- _Work instructions_
Return each line of the records with nothing changed, pictures excepted.

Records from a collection
* * * * * * * * *

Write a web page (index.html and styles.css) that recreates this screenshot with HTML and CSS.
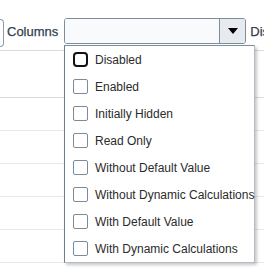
FILE: index.html
```html
<!DOCTYPE html>
<html>
<head>
<meta charset="utf-8">
<link rel="stylesheet" href="styles.css">
</head>
<body>
<div class="page">
  <div class="toolbar">
    <div class="btn-stub"></div>
    <span class="label">Columns</span>
    <div class="select">
      <div class="select-input"></div>
      <div class="select-btn"><span class="tri"></span></div>
    </div>
    <span class="label next">Display</span>
  </div>
  <div class="row first"></div>
  <div class="row"></div>
  <div class="row"></div>
  <div class="row"></div>
  <div class="row"></div>
  <div class="row"></div>

  <div class="menu">
    <div class="item"><span class="cb focused"></span><span>Disabled</span></div>
    <div class="item"><span class="cb"></span><span>Enabled</span></div>
    <div class="item"><span class="cb"></span><span>Initially Hidden</span></div>
    <div class="item"><span class="cb"></span><span>Read Only</span></div>
    <div class="item"><span class="cb"></span><span>Without Default Value</span></div>
    <div class="item"><span class="cb"></span><span>Without Dynamic Calculations</span></div>
    <div class="item"><span class="cb"></span><span>With Default Value</span></div>
    <div class="item"><span class="cb"></span><span>With Dynamic Calculations</span></div>
  </div>
</div>
</body>
</html>
```
FILE: styles.css
```css
html, body {
  margin: 0;
  padding: 0;
  background: #ffffff;
  overflow: hidden;
}
.page {
  position: relative;
  width: 264px;
  height: 276px;
  overflow: hidden;
  font-family: "Liberation Sans", Arial, sans-serif;
}
.toolbar {
  height: 51px;
  border-bottom: 1px solid #d5dde4;
  box-sizing: border-box;
  display: flex;
  align-items: flex-start;
  padding-top: 18px;
  white-space: nowrap;
}
.btn-stub {
  width: 3px;
  height: 26px;
  margin-top: 1px;
  border: 1px solid #8d9cab;
  border-left: none;
  border-radius: 0 4px 4px 0;
  flex: none;
}
.label {
  font-size: 13px;
  color: #34414f;
  -webkit-text-stroke: 0.25px #34414f;
  margin-left: 3px;
  line-height: 27px;
  flex: none;
}
.label.next {
  margin-left: 4px;
}
.select {
  margin-left: 6px;
  width: 182px;
  height: 26px;
  box-sizing: border-box;
  border: 1px solid #7c8d9e;
  border-radius: 3px;
  display: flex;
  flex: none;
  overflow: hidden;
}
.select-input {
  flex: 1;
  background: #f8fafc;
}
.select-btn {
  width: 25px;
  background: #e7ebef;
  border-left: 1px solid #7c8d9e;
  display: flex;
  align-items: center;
  justify-content: center;
}
.tri {
  width: 0;
  height: 0;
  border-left: 5px solid transparent;
  border-right: 5px solid transparent;
  border-top: 6px solid #000;
}
.row {
  height: 33px;
  border-bottom: 1px solid #e6e9ec;
  box-sizing: border-box;
}
.row.first {
  height: 47px;
  border-bottom-color: #d5dde4;
}
.menu {
  position: absolute;
  left: 64px;
  top: 45px;
  width: 191px;
  box-sizing: border-box;
  background: #ffffff;
  border: 1px solid #b3bcc5;
  border-left-color: #6c7f92;
  border-top: 1px solid #7c8d9e;
  box-shadow: 2px 2px 3px rgba(0,0,0,0.22);
}
.item {
  height: 27px;
  display: flex;
  align-items: center;
  padding-left: 8px;
  gap: 7px;
  font-size: 12px;
  color: #2b2b2b;
  white-space: nowrap;
}
.cb {
  width: 15px;
  height: 15px;
  box-sizing: border-box;
  border: 1px solid #7b8b9a;
  border-radius: 2px;
  flex: none;
}
.cb.focused {
  border: 2px solid #111;
  border-radius: 4px;
}
```
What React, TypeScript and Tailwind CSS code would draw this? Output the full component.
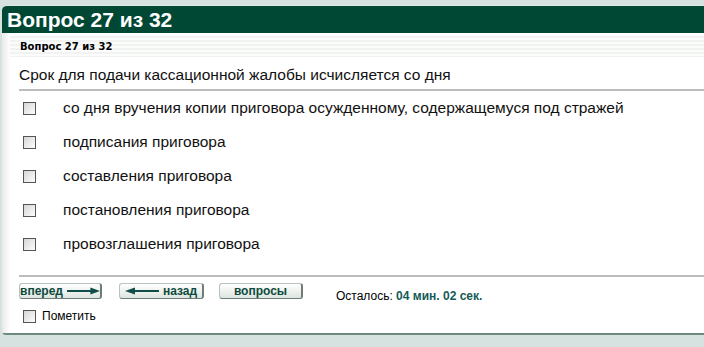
const options = [
  "со дня вручения копии приговора осужденному, содержащемуся под стражей",
  "подписания приговора",
  "составления приговора",
  "постановления приговора",
  "провозглашения приговора",
];

function Box() {
  return (
    <span className="block w-[13px] h-[13px] border border-[#555] bg-gradient-to-br from-[#d6d6d6] to-[#fdfdfd]" />
  );
}

function Arrow({ left }: { left?: boolean }) {
  return (
    <svg width="34" height="8" viewBox="0 0 34 8" className={left ? "rotate-180" : ""}>
      <line x1="0" y1="4" x2="26" y2="4" stroke="#0f4d48" strokeWidth="2" />
      <polygon points="24,0.5 34,4 24,7.5" fill="#0f4d48" />
    </svg>
  );
}

function NavButton({ children, w }: { children: React.ReactNode; w: string }) {
  return (
    <button
      className={`${w} h-[16px] flex items-center justify-center gap-1 rounded-[3px] border border-[#b9c4bf] border-r-[#6f7c76] border-b-[#6f7c76] border-r-2 bg-gradient-to-b from-white to-[#dde5e0] text-[12px] leading-none font-bold text-[#0d4a3c]`}
    >
      {children}
    </button>
  );
}

export default function App() {
  return (
    <div className="w-[704px] h-[347px] overflow-hidden bg-[#d5e2df] pt-[5px] font-['Liberation_Sans',Arial,sans-serif]">
      {/* Header */}
      <div className="ml-[2px] h-[28px] rounded-tl-[5px] border-t border-[#dfe9e6] bg-[#004833] pl-[5px] text-[21px] leading-[27px] font-bold text-white">
        Вопрос 27 из 32
      </div>

      {/* Panel */}
      <div className="ml-[2px] h-[300px] rounded-bl-[4px] bg-white shadow-[0_2px_0_#6e8a80] flex">
        <div className="w-[8px] shrink-0 bg-gradient-to-r from-[#e9e9e9] to-white" />
        <div className="flex-1 flex flex-col">
          <div className="mt-[3px] h-[21px] shrink-0 flex items-center pl-[10px] bg-[repeating-linear-gradient(to_bottom,#f0f3f0_0px,#f0f3f0_2px,#fbfcfb_2px,#fbfcfb_4px)] font-['DejaVu_Sans',Verdana,sans-serif] text-[10px] font-bold text-black">
            Вопрос 27 из 32
          </div>

          <div className="ml-[9px] h-[34px] shrink-0 flex items-center pt-[3px] border-b-2 border-[#bdbdbd] text-[15.5px] text-[#111]">
            Срок для подачи кассационной жалобы исчисляется со дня
          </div>

          <div className="flex flex-col">
            {options.map((o) => (
              <label key={o} className="h-[34px] shrink-0 flex items-center">
                <span className="ml-[13px] w-[40px]">
                  <Box />
                </span>
                <span className="text-[15.5px] text-[#111]">{o}</span>
              </label>
            ))}
          </div>

          <div className="ml-[9px] mt-[14px] border-t-2 border-[#bdbdbd]" />

          <div className="ml-[9px] mt-[6px] flex items-start">
            <NavButton w="w-[83px]">
              вперед <Arrow />
            </NavButton>
            <span className="w-[17px]" />
            <NavButton w="w-[85px]">
              <Arrow left /> назад
            </NavButton>
            <span className="w-[15px]" />
            <NavButton w="w-[84px]">вопросы</NavButton>
            <span className="ml-[33px] mt-[6px] text-[12px] leading-[14px] text-black">
              Осталось: <span className="font-bold text-[#155a57]">04 мин. 02 сек.</span>
            </span>
          </div>

          <label className="ml-[13px] mt-[6px] flex items-center gap-[6px] text-[12px] leading-[14px] text-black">
            <Box />
            Пометить
          </label>
        </div>
      </div>
    </div>
  );
}
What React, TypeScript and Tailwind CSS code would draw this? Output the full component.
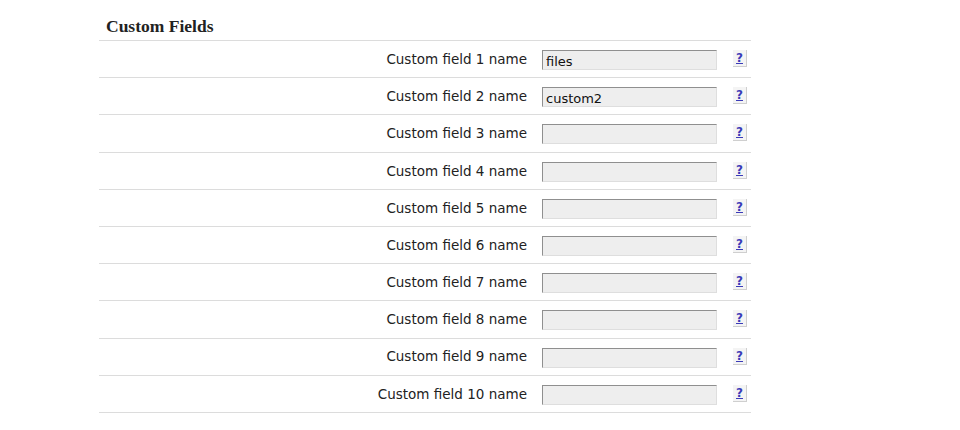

* * * * * * * * *

- _The output_
Write a web page (index.html and styles.css) that recreates this screenshot with HTML and CSS.
FILE: index.html
```html
<!DOCTYPE html>
<html>
<head>
<meta charset="utf-8">
<link rel="stylesheet" href="styles.css">
</head>
<body>
<div class="page">
  <div class="toolbar">
    <div class="btn-stub"></div>
    <span class="label">Columns</span>
    <div class="select">
      <div class="select-input"></div>
      <div class="select-btn"><span class="tri"></span></div>
    </div>
    <span class="label next">Display</span>
  </div>
  <div class="row first"></div>
  <div class="row"></div>
  <div class="row"></div>
  <div class="row"></div>
  <div class="row"></div>
  <div class="row"></div>

  <div class="menu">
    <div class="item"><span class="cb focused"></span><span>Disabled</span></div>
    <div class="item"><span class="cb"></span><span>Enabled</span></div>
    <div class="item"><span class="cb"></span><span>Initially Hidden</span></div>
    <div class="item"><span class="cb"></span><span>Read Only</span></div>
    <div class="item"><span class="cb"></span><span>Without Default Value</span></div>
    <div class="item"><span class="cb"></span><span>Without Dynamic Calculations</span></div>
    <div class="item"><span class="cb"></span><span>With Default Value</span></div>
    <div class="item"><span class="cb"></span><span>With Dynamic Calculations</span></div>
  </div>
</div>
</body>
</html>
```
FILE: styles.css
```css
html, body {
  margin: 0;
  padding: 0;
  background: #ffffff;
  overflow: hidden;
}
.page {
  position: relative;
  width: 264px;
  height: 276px;
  overflow: hidden;
  font-family: "Liberation Sans", Arial, sans-serif;
}
.toolbar {
  height: 51px;
  border-bottom: 1px solid #d5dde4;
  box-sizing: border-box;
  display: flex;
  align-items: flex-start;
  padding-top: 18px;
  white-space: nowrap;
}
.btn-stub {
  width: 3px;
  height: 26px;
  margin-top: 1px;
  border: 1px solid #8d9cab;
  border-left: none;
  border-radius: 0 4px 4px 0;
  flex: none;
}
.label {
  font-size: 13px;
  color: #34414f;
  -webkit-text-stroke: 0.25px #34414f;
  margin-left: 3px;
  line-height: 27px;
  flex: none;
}
.label.next {
  margin-left: 4px;
}
.select {
  margin-left: 6px;
  width: 182px;
  height: 26px;
  box-sizing: border-box;
  border: 1px solid #7c8d9e;
  border-radius: 3px;
  display: flex;
  flex: none;
  overflow: hidden;
}
.select-input {
  flex: 1;
  background: #f8fafc;
}
.select-btn {
  width: 25px;
  background: #e7ebef;
  border-left: 1px solid #7c8d9e;
  display: flex;
  align-items: center;
  justify-content: center;
}
.tri {
  width: 0;
  height: 0;
  border-left: 5px solid transparent;
  border-right: 5px solid transparent;
  border-top: 6px solid #000;
}
.row {
  height: 33px;
  border-bottom: 1px solid #e6e9ec;
  box-sizing: border-box;
}
.row.first {
  height: 47px;
  border-bottom-color: #d5dde4;
}
.menu {
  position: absolute;
  left: 64px;
  top: 45px;
  width: 191px;
  box-sizing: border-box;
  background: #ffffff;
  border: 1px solid #b3bcc5;
  border-left-color: #6c7f92;
  border-top: 1px solid #7c8d9e;
  box-shadow: 2px 2px 3px rgba(0,0,0,0.22);
}
.item {
  height: 27px;
  display: flex;
  align-items: center;
  padding-left: 8px;
  gap: 7px;
  font-size: 12px;
  color: #2b2b2b;
  white-space: nowrap;
}
.cb {
  width: 15px;
  height: 15px;
  box-sizing: border-box;
  border: 1px solid #7b8b9a;
  border-radius: 2px;
  flex: none;
}
.cb.focused {
  border: 2px solid #111;
  border-radius: 4px;
}
```
What React, TypeScript and Tailwind CSS code would draw this? Output the full component.
const options = [
  "со дня вручения копии приговора осужденному, содержащемуся под стражей",
  "подписания приговора",
  "составления приговора",
  "постановления приговора",
  "провозглашения приговора",
];

function Box() {
  return (
    <span className="block w-[13px] h-[13px] border border-[#555] bg-gradient-to-br from-[#d6d6d6] to-[#fdfdfd]" />
  );
}

function Arrow({ left }: { left?: boolean }) {
  return (
    <svg width="34" height="8" viewBox="0 0 34 8" className={left ? "rotate-180" : ""}>
      <line x1="0" y1="4" x2="26" y2="4" stroke="#0f4d48" strokeWidth="2" />
      <polygon points="24,0.5 34,4 24,7.5" fill="#0f4d48" />
    </svg>
  );
}

function NavButton({ children, w }: { children: React.ReactNode; w: string }) {
  return (
    <button
      className={`${w} h-[16px] flex items-center justify-center gap-1 rounded-[3px] border border-[#b9c4bf] border-r-[#6f7c76] border-b-[#6f7c76] border-r-2 bg-gradient-to-b from-white to-[#dde5e0] text-[12px] leading-none font-bold text-[#0d4a3c]`}
    >
      {children}
    </button>
  );
}

export default function App() {
  return (
    <div className="w-[704px] h-[347px] overflow-hidden bg-[#d5e2df] pt-[5px] font-['Liberation_Sans',Arial,sans-serif]">
      {/* Header */}
      <div className="ml-[2px] h-[28px] rounded-tl-[5px] border-t border-[#dfe9e6] bg-[#004833] pl-[5px] text-[21px] leading-[27px] font-bold text-white">
        Вопрос 27 из 32
      </div>

      {/* Panel */}
      <div className="ml-[2px] h-[300px] rounded-bl-[4px] bg-white shadow-[0_2px_0_#6e8a80] flex">
        <div className="w-[8px] shrink-0 bg-gradient-to-r from-[#e9e9e9] to-white" />
        <div className="flex-1 flex flex-col">
          <div className="mt-[3px] h-[21px] shrink-0 flex items-center pl-[10px] bg-[repeating-linear-gradient(to_bottom,#f0f3f0_0px,#f0f3f0_2px,#fbfcfb_2px,#fbfcfb_4px)] font-['DejaVu_Sans',Verdana,sans-serif] text-[10px] font-bold text-black">
            Вопрос 27 из 32
          </div>

          <div className="ml-[9px] h-[34px] shrink-0 flex items-center pt-[3px] border-b-2 border-[#bdbdbd] text-[15.5px] text-[#111]">
            Срок для подачи кассационной жалобы исчисляется со дня
          </div>

          <div className="flex flex-col">
            {options.map((o) => (
              <label key={o} className="h-[34px] shrink-0 flex items-center">
                <span className="ml-[13px] w-[40px]">
                  <Box />
                </span>
                <span className="text-[15.5px] text-[#111]">{o}</span>
              </label>
            ))}
          </div>

          <div className="ml-[9px] mt-[14px] border-t-2 border-[#bdbdbd]" />

          <div className="ml-[9px] mt-[6px] flex items-start">
            <NavButton w="w-[83px]">
              вперед <Arrow />
            </NavButton>
            <span className="w-[17px]" />
            <NavButton w="w-[85px]">
              <Arrow left /> назад
            </NavButton>
            <span className="w-[15px]" />
            <NavButton w="w-[84px]">вопросы</NavButton>
            <span className="ml-[33px] mt-[6px] text-[12px] leading-[14px] text-black">
              Осталось: <span className="font-bold text-[#155a57]">04 мин. 02 сек.</span>
            </span>
          </div>

          <label className="ml-[13px] mt-[6px] flex items-center gap-[6px] text-[12px] leading-[14px] text-black">
            <Box />
            Пометить
          </label>
        </div>
      </div>
    </div>
  );
}
What React, TypeScript and Tailwind CSS code would draw this? Output the full component.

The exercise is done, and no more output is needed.